Tests to check you are fit for surgery
You have tests before your operation to check:
- your fitness for an anaesthetic, if you need one
- that you’ll make a good recovery from surgery
You might have some or all of the following tests:
- blood tests to check your general health and how well your kidneys are working
- a swab test to rule out some infections
ECGto check that your heart is healthy
- breathing tests (called lung function tests)
- a chest x-ray to check that your lungs are healthy
- a cardio pulmonary exercise test (which checks your heart and lung function when you're resting and exercising)
Who you might meet before your operation
You will see your surgeon before your operation. You may also see an anaesthetist, pharmacist or other members of your treatment team. You may see them during your pre assessment or at a separate appointment.
Learning breathing and leg exercises
Breathing exercises help to stop you from getting a chest infection after surgery. If you smoke, it helps if you can stop at least a few weeks before your operation.
Leg exercises help to stop blood clots forming in your legs. You might also have medicines to stop the blood from clotting. You have them as small injections under the skin.
You start the injections after your operation. You might also wear compression stockings and pumps on your calves or feet to help the circulation.
Your nurse and physiotherapist will get you up out of bed quite quickly after your surgery. This is to help prevent chest infections and blood clots forming.
This 3-minute video shows you how to do the breathing and leg exercises.
Breathing and circulation exercises after surgery
These exercises help prevent you developing a chest infection or blood clots in your legs after surgery. These problems are more likely when you are not moving around as you would normally.
You can do these breathing exercises while sitting up in a chair or in a bed or whilst lying down.
Relax your shoulders and upper chest.
Take a slow, deep, comfortable breath in and hold for a couple of seconds, then slowly breathe out.
Repeat this 3 times.
You can start these breathing exercises as soon as you come round from your anaesthetic.
You should try to do them every hour when awake until you are fully mobile.
If you need to cough, support your wound with your arms, a pillow or a rolled up towel.
If you are struggling to clear any phlegm, try a huff. This is where you breathe out in a short, sharp manner as if you were trying to steam up a mirror.
You should move about as soon as possible after your operation. But while you are not as mobile, try to keep your legs moving to encourage better circulation.

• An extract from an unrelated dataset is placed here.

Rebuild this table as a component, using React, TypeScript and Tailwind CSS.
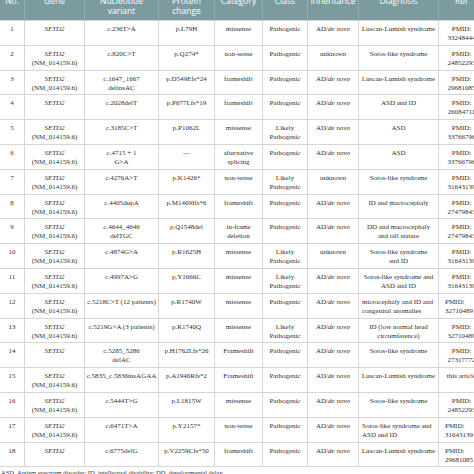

You can do these exercises in a bed or in a chair.
One foot at a time point your toes away from you then pull your toes towards your chin.
Try to do 10 of these on both feet at least 2-3 times an hour.
The next exercise is circling your ankles. One at time circle your ankles, clockwise and then anticlockwise. Repeat this 10 times with each ankle 2-3 times an hour.
The evening before
You might go to hospital the day before your surgery. If you are in hospital the evening before your operation, your nurse will check your blood pressure, pulse and breathing rate. They may also give you fluids through a drip (intravenous infusion) into a vein of your arm. This will prevent dehydration before your surgery.